Anna really liked Anansi the Spider story by Gerald McDermott. She liked enough to ask me to read it to her, so she could talk about it. We discussed what super powers she would love to have, and she chose “worry seer”. She does seem to be very inclined to worry ahead – just like me. People with more art imagination and more free time could do a lot to extend this story with art, and it is short enough for younger kids to enjoy too.
We are tackling United Kingdom in our country studies, and so you might notice a pattern in the books we read together. Dodsworth in London by Tim Egan. To be honest, neither of us was thrilled by the book. Anna didn’t have enough context for landmarks mentioned in the story and most of the time they were not in the illustrations either. I forgot by now how boring it can be to read an early reader book where all the sentences seem to stop in the middle. Anna never reached to reread this book on her own, so overall it was a flop.
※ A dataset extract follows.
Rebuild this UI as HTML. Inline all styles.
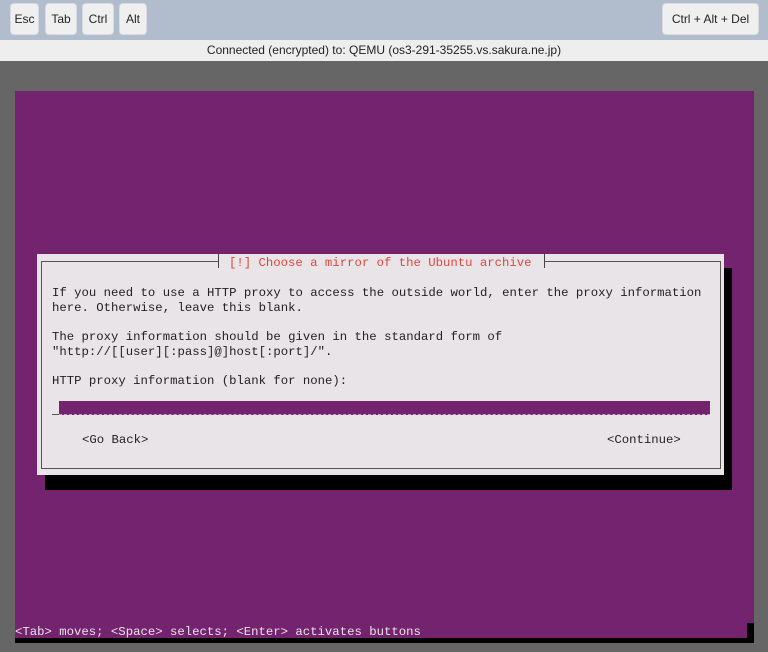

Look What Came to England made the repeat visit this week. We read this book about a year ago, but this time Anna was more interested in details. She was fascinated to learn that a lot of her favorite nursery rhymes as well as trains, TV, spring mattresses and lawn mowers. I think the book was also a lot more successful because I didn’t allow her to skim through it until we finished it together.
Since Anna likes The Magic Tree House now, I had this “brilliant” idea to introduce her to the original legends of King Arthur, especially since they are also set in England. It is a little embarrassing to admit, but I only knew bits and pieces of these stories. The movies that I watched didn’t stay with me for long, but they surely came back when I started reading Anna King Arhur and the Knights of the Round Table and paged to the end of the book. Oops! We have only dipped our toes into the first chapters, and things are already getting quite intense. Now I have to figure out how to wean Anna off this book, since she is very interested and wants to know what happens next.